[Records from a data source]
····················
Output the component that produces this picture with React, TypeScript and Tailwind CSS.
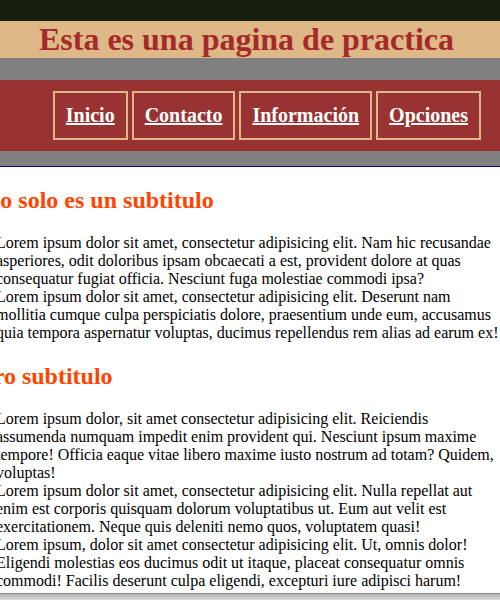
const navItems = ['Inicio', 'Contacto', 'Información', 'Opciones']

const serif = "font-['Liberation_Serif','Times_New_Roman',serif]"

export default function App() {
  return (
    <div className={`flex h-[600px] w-[500px] flex-col overflow-hidden bg-white text-black ${serif}`}>
      <div className="h-[21px] bg-[#161f0b]" />
      <header className="bg-[#deb887] pr-[7px]">
        <h1 className="text-center text-[32px] font-bold leading-[37px] text-[#a52a2a]">Esta es una pagina de practica</h1>
      </header>
      <div className="h-[22px] bg-[#808080]" />
      <nav className="flex h-[71px] items-center justify-end gap-1 bg-[#993333] pr-[19px]">
        {navItems.map((item) => (
          <a key={item} href="#" className="border-2 border-[#deb887] px-[11px] py-[11px] text-[20px] font-bold leading-[23px] text-white underline">
            {item}
          </a>
        ))}
      </nav>
      <div className="h-[15px] bg-[#808080]" />
      <div className="h-px bg-[#00008b]" />

      {/* page is scrolled a little to the right, so the left edge is clipped */}
      <main className="flex-1 overflow-hidden">
        <h2 className="mt-[19px] ml-[-33px] text-[24px] font-bold leading-[28px] text-[#ff4500]">Esto solo es un subtitulo</h2>
        <p className="mt-[20px] ml-[-4px] text-[16px] leading-[18px]">
          Lorem ipsum dolor sit amet, consectetur adipisicing elit. Nam hic recusandae asperiores, odit doloribus ipsam obcaecati a est, provident dolore at quas consequatur fugiat officia. Nesciunt fuga molestiae commodi ipsa?
          <br />
          Lorem ipsum dolor sit amet, consectetur adipisicing elit. Deserunt nam mollitia cumque culpa perspiciatis dolore, praesentium unde eum, accusamus quia tempora aspernatur voluptas, ducimus repellendus rem alias ad earum ex!
        </p>

        <h2 className="mt-[20px] ml-[-33px] text-[24px] font-bold leading-[28px] text-[#ff4500]">Otro subtitulo</h2>
        <p className="mt-[20px] ml-[-4px] text-[16px] leading-[18px]">
          Lorem ipsum dolor, sit amet consectetur adipisicing elit. Reiciendis assumenda numquam impedit enim provident qui. Nesciunt ipsum maxime tempore! Officia eaque vitae libero maxime iusto nostrum ad totam? Quidem, voluptas!
          <br />
          Lorem ipsum dolor sit amet, consectetur adipisicing elit. Nulla repellat aut enim est corporis quisquam dolorum voluptatibus ut. Eum aut velit est exercitationem. Neque quis deleniti nemo quos, voluptatem quasi!
          <br />
          Lorem ipsum, dolor sit amet consectetur adipisicing elit. Ut, omnis dolor! Eligendi molestias eos ducimus odit ut itaque, placeat consequatur omnis commodi! Facilis deserunt culpa eligendi, excepturi iure adipisci harum!
        </p>
      </main>

      <div className="h-[7px] border-t border-[#8a8a8a] bg-gradient-to-b from-[#b4b4b4] to-[#dcdcdc]" />
    </div>
  )
}
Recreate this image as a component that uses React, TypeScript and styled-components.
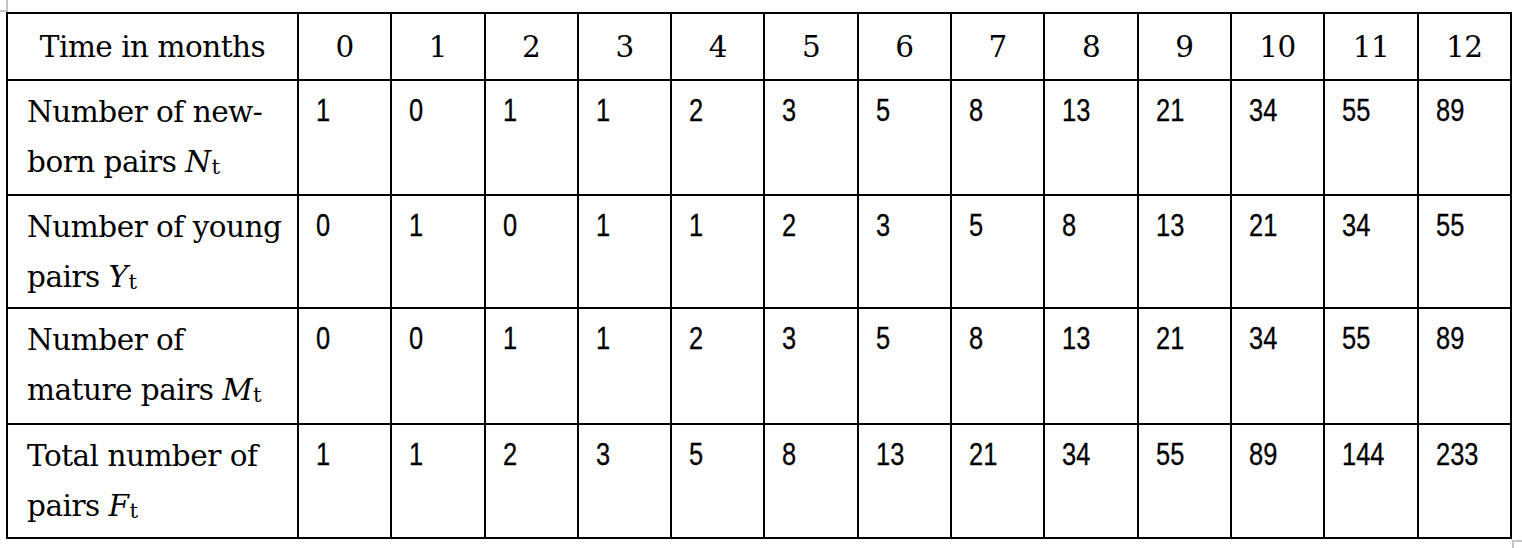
import { FC, ReactNode } from "react";
import styled, { createGlobalStyle } from "styled-components";

const GlobalStyle = createGlobalStyle`
    html, body {
        margin: 0;
        padding: 0;
        background: #ffffff;
    }
`;

const Page = styled.div`
    position: relative;
    width: 1522px;
    height: 548px;
    padding: 12px 0 0 6px;
    box-sizing: border-box;
    overflow: hidden;
`;

const CropMark = styled.span<{ $corner: "tl" | "br" }>`
    position: absolute;
    width: 6px;
    height: 10px;
    border-color: #c4c4c4;
    border-style: solid;
    ${({ $corner }) =>
        $corner === "tl"
            ? "top: 0; left: 0; border-width: 0 2px 2px 0;"
            : "bottom: 0; right: 0; border-width: 2px 0 0 2px; width: 8px; height: 6px;"}
`;

const Table = styled.table`
    border-collapse: collapse;
    table-layout: fixed;
    width: 1506px;
    color: #000000;
`;

const Row = styled.tr<{ $height: number }>`
    height: ${({ $height }) => $height}px;
`;

const Cell = styled.td`
    border: 2px solid #000000;
    padding: 0;
    box-sizing: border-box;
`;

const HeadCell = styled(Cell)`
    font-family: "DejaVu Serif", "Liberation Serif", serif;
    font-size: 29.5px;
    letter-spacing: -0.5px;
    text-align: center;
    vertical-align: middle;
    padding-top: 1px;
`;

const LabelCell = styled(Cell)`
    font-family: "DejaVu Serif", "Liberation Serif", serif;
    font-size: 29.5px;
    letter-spacing: -0.5px;
    line-height: 50px;
    text-align: left;
    vertical-align: top;
    padding: 6px 0 0 19px;
`;

const ValueCell = styled(Cell)`
    font-family: "Liberation Sans", Arial, sans-serif;
    font-size: 31px;
    line-height: 34px;
    text-align: left;
    vertical-align: top;
    padding: 13px 0 0 17px;
`;

const Narrow = styled.span`
    display: inline-block;
    transform: scaleX(0.82);
    transform-origin: left center;
    -webkit-text-stroke: 0.3px #000000;
`;

const Var = styled.i`
    font-style: italic;
`;

const Sub = styled.span`
    font-size: 0.72em;
    font-style: normal;
    vertical-align: -0.08em;
    margin-left: 1px;
`;

const months = [0, 1, 2, 3, 4, 5, 6, 7, 8, 9, 10, 11, 12];

type Series = {
    first: string;
    second: string;
    symbol: string;
    values: number[];
    height: number;
};

const series: Series[] = [
    {
        first: "Number of new-",
        second: "born pairs",
        symbol: "N",
        values: [1, 0, 1, 1, 2, 3, 5, 8, 13, 21, 34, 55, 89],
        height: 115,
    },
    {
        first: "Number of young",
        second: "pairs",
        symbol: "Y",
        values: [0, 1, 0, 1, 1, 2, 3, 5, 8, 13, 21, 34, 55],
        height: 113,
    },
    {
        first: "Number of",
        second: "mature pairs",
        symbol: "M",
        values: [0, 0, 1, 1, 2, 3, 5, 8, 13, 21, 34, 55, 89],
        height: 116,
    },
    {
        first: "Total number of",
        second: "pairs",
        symbol: "F",
        values: [1, 1, 2, 3, 5, 8, 13, 21, 34, 55, 89, 144, 233],
        height: 114,
    },
];

const Symbol: FC<{ children: ReactNode }> = ({ children }) => (
    <>
        <Var>{children}</Var>
        <Sub>t</Sub>
    </>
);

const App: FC = () => {
    return (
        <Page>
            <GlobalStyle />
            <CropMark $corner="tl" />
            <Table>
                <colgroup>
                    <col style={{ width: 291 }} />
                    {months.map((m) => (
                        <col key={m} />
                    ))}
                </colgroup>
                <tbody>
                    <Row $height={67}>
                        <HeadCell>Time in months</HeadCell>
                        {months.map((m) => (
                            <HeadCell key={m}>{m}</HeadCell>
                        ))}
                    </Row>
                    {series.map((s) => (
                        <Row $height={s.height} key={s.symbol}>
                            <LabelCell>
                                {s.first}
                                <br />
                                {s.second} <Symbol>{s.symbol}</Symbol>
                            </LabelCell>
                            {s.values.map((v, i) => (
                                <ValueCell key={i}>
                                    <Narrow>{v}</Narrow>
                                </ValueCell>
                            ))}
                        </Row>
                    ))}
                </tbody>
            </Table>
            <CropMark $corner="br" />
        </Page>
    );
};

export default App;
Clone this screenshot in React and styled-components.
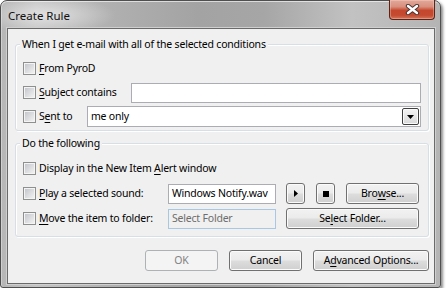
import React from "react";
import styled, { createGlobalStyle } from "styled-components";

const GlobalStyle = createGlobalStyle`
  html, body {
    margin: 0;
    padding: 0;
    background: #ffffff;
  }
  body {
    font-family: "Noto Sans", "Open Sans", sans-serif;
    font-size: 10.5px;
    letter-spacing: -0.2px;
    line-height: 15px;
    color: #000;
  }
`;

const Window = styled.div`
  box-sizing: border-box;
  width: 441px;
  height: 288px;
  display: flex;
  flex-direction: column;
  padding: 0 5px 3px 6px;
  border: 1px solid #4f4f4f;
  border-radius: 7px 7px 3px 3px;
  background:
    radial-gradient(ellipse 70px 18px at 45px 14px, rgba(255, 255, 255, 0.5), rgba(255, 255, 255, 0) 100%),
    linear-gradient(90deg, #b6b6b6 0%, #c4c4c4 8%, #b0b0b0 25%, #a3a3a3 45%, #a6a6a6 60%, #c2c2c2 80%, #b4b4b4 100%);
  box-shadow: inset 0 1px 0 rgba(255, 255, 255, 0.6),
    inset 1px 0 0 rgba(255, 255, 255, 0.35),
    2px 2px 3px rgba(0, 0, 0, 0.45);
`;

const TitleBar = styled.div`
  height: 27px;
  display: flex;
  justify-content: space-between;
  align-items: flex-start;
`;

const Title = styled.span`
  margin: 7px 0 0 1px;
  font-size: 11.5px;
  letter-spacing: 0;
  color: #111;
`;

const CloseButton = styled.div`
  box-sizing: border-box;
  width: 46px;
  height: 20px;
  margin: -1px 0 0 0;
  border: 1px solid #5a2419;
  border-top: none;
  border-radius: 0 0 4px 4px;
  background: linear-gradient(#e2a89a 0%, #d8907e 35%, #c5472d 55%, #c44a30 80%, #d47459 100%);
  box-shadow: inset 0 0 0 1px rgba(255, 220, 210, 0.35);
  display: flex;
  align-items: center;
  justify-content: center;
`;

// dialog body below the frame caption
const Client = styled.div`
  flex: 1;
  display: flex;
  flex-direction: column;
  padding: 15px 5px 0 7px;
  background: #f0f0f0;
  border: 1px solid #6a6a6a;
  box-shadow: 0 0 0 1px #cfcfcf;
`;

const Group = styled.div`
  border: 1px solid #d5dfe5;
  border-radius: 3px;
  box-shadow: inset 1px 1px 0 #ffffff, 1px 1px 0 #ffffff;
  padding: 0 7px ${(p) => p.$bottom}px 7px;
  margin-bottom: ${(p) => p.$after}px;
  display: flex;
  flex-direction: column;
`;

const Legend = styled.div`
  align-self: flex-start;
  margin: -8px 0 ${(p) => p.$space}px -3px;
  padding: 0 2px;
  background: #f0f0f0;
  line-height: 15px;
`;

const Rows = styled.div`
  display: flex;
  flex-direction: column;
  gap: ${(p) => p.$gap}px;
`;

const Row = styled.div`
  height: 21px;
  display: flex;
  align-items: center;
`;

const CheckLabel = styled.label`
  display: flex;
  align-items: center;
  gap: 3px;
  flex-shrink: 0;
  width: ${(p) => (p.$width ? `${p.$width}px` : "auto")};
`;

const Check = styled.span`
  box-sizing: border-box;
  width: 13px;
  height: 13px;
  padding: 1px;
  border: 1px solid #8e8f8f;
  background: linear-gradient(135deg, #c4c7cc, #f1f1f1) content-box,
    #f4f4f4 padding-box;
`;

const Key = styled.u`
  text-decoration: underline;
  text-underline-offset: 2px;
  text-decoration-thickness: 1px;
`;

const TextBox = styled.div`
  box-sizing: border-box;
  height: 20px;
  flex: ${(p) => (p.$width ? `0 0 ${p.$width}px` : "1")};
  padding: 0 3px;
  border: 1px solid ${(p) => (p.$disabled ? "#a9c6e3" : "#abadb3")};
  background: ${(p) => (p.$disabled ? "#f0f0f0" : "#ffffff")};
  color: ${(p) => (p.$disabled ? "#6d6d6d" : "#000")};
  display: flex;
  align-items: center;
  white-space: nowrap;
  overflow: hidden;
`;

const Combo = styled.div`
  box-sizing: border-box;
  flex: 1;
  height: 21px;
  padding: 1px 1px 1px 3px;
  border: 1px solid #abadb3;
  background: #ffffff;
  display: flex;
  align-items: center;
  justify-content: space-between;
`;

const DropButton = styled.div`
  box-sizing: border-box;
  width: 17px;
  height: 17px;
  border: 1px solid #3f3f3f;
  border-radius: 2px;
  background: linear-gradient(#f4f4f4, #d9d9d9);
  box-shadow: inset 0 0 0 1px #fafafa;
  display: flex;
  align-items: center;
  justify-content: center;
`;

const Button = styled.div`
  box-sizing: border-box;
  flex: 0 0 ${(p) => p.$w}px;
  height: 21px;
  margin-left: ${(p) => p.$ml || 0}px;
  border: 1px solid ${(p) => (p.$disabled ? "#adb2b5" : "#707070")};
  border-radius: 3px;
  background: ${(p) =>
    p.$disabled
      ? "#f4f4f4"
      : "linear-gradient(#f2f2f2 0%, #ebebeb 48%, #dddddd 52%, #cfcfcf 100%)"};
  box-shadow: inset 0 0 0 1px ${(p) => (p.$disabled ? "#f4f4f4" : "#fbfbfb")};
  color: ${(p) => (p.$disabled ? "#838383" : "#000")};
  display: flex;
  align-items: center;
  justify-content: center;
  white-space: nowrap;
`;

const Footer = styled.div`
  display: flex;
  justify-content: flex-end;
  gap: 11px;
`;

function CheckBox({ width, children }) {
  return (
    <CheckLabel $width={width}>
      <Check />
      <span>{children}</span>
    </CheckLabel>
  );
}

export default function App() {
  return (
    <>
      <GlobalStyle />
      <Window>
        <TitleBar>
          <Title>Create Rule</Title>
          <CloseButton>
            <svg width="15" height="11" viewBox="0 0 15 11">
              <path d="M3 2 L12 9 M12 2 L3 9" stroke="#4a3431" strokeWidth="4.4" strokeLinecap="round" />
              <path d="M3 2 L12 9 M12 2 L3 9" stroke="#ffffff" strokeWidth="2.4" strokeLinecap="round" />
            </svg>
          </CloseButton>
        </TitleBar>
        <Client>
          <Group $bottom={3} $after={12}>
            <Legend $space={6}>When I get e-mail with all of the selected conditions</Legend>
            <Rows $gap={3}>
              <Row>
                <CheckBox>
                  <Key>F</Key>rom PyroD
                </CheckBox>
              </Row>
              <Row>
                <CheckBox width={108}>
                  <Key>S</Key>ubject contains
                </CheckBox>
                <TextBox />
              </Row>
              <Row>
                <CheckBox width={64}>
                  S<Key>e</Key>nt to
                </CheckBox>
                <Combo>
                  <span>me only</span>
                  <DropButton>
                    <svg width="7" height="4" viewBox="0 0 7 4">
                      <path d="M0 0 H7 L3.5 4 Z" fill="#000" />
                    </svg>
                  </DropButton>
                </Combo>
              </Row>
            </Rows>
          </Group>
          <Group $bottom={7} $after={13}>
            <Legend $space={7}>Do the following</Legend>
            <Rows $gap={4}>
              <Row>
                <CheckBox>
                  Display in the New Item <Key>A</Key>lert window
                </CheckBox>
              </Row>
              <Row>
                <CheckBox width={145}>
                  <Key>P</Key>lay a selected sound:
                </CheckBox>
                <TextBox $width={108}>Windows Notify.wav</TextBox>
                <Button $w={19} $ml={10}>
                  <svg width="4" height="7" viewBox="0 0 4 7">
                    <path d="M0 0 L4 3.5 L0 7 Z" fill="#000" />
                  </svg>
                </Button>
                <Button $w={19} $ml={11}>
                  <svg width="6" height="6" viewBox="0 0 6 6">
                    <rect width="6" height="6" fill="#000" />
                  </svg>
                </Button>
                <Button $w={73} $ml={11}>
                  Bro<Key>w</Key>se...
                </Button>
              </Row>
              <Row>
                <CheckBox width={145}>
                  <Key>M</Key>ove the item to folder:
                </CheckBox>
                <TextBox $width={108} $disabled>
                  Select Folder
                </TextBox>
                <Button $w={133} $ml={10}>
                  Se<Key>l</Key>ect Folder...
                </Button>
              </Row>
            </Rows>
          </Group>
          <Footer>
            <Button $w={73} $disabled>
              OK
            </Button>
            <Button $w={73}>Cancel</Button>
            <Button $w={116}>
              A<Key>d</Key>vanced Options...
            </Button>
          </Footer>
        </Client>
      </Window>
    </>
  );
}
····················
AIM OF THE TASK: From the data above, copy out every line with the string "TypeScript" in it.

PROBLEM SOLUTION:
Output the component that produces this picture with React, TypeScript and Tailwind CSS.
Recreate this image as a component that uses React, TypeScript and styled-components.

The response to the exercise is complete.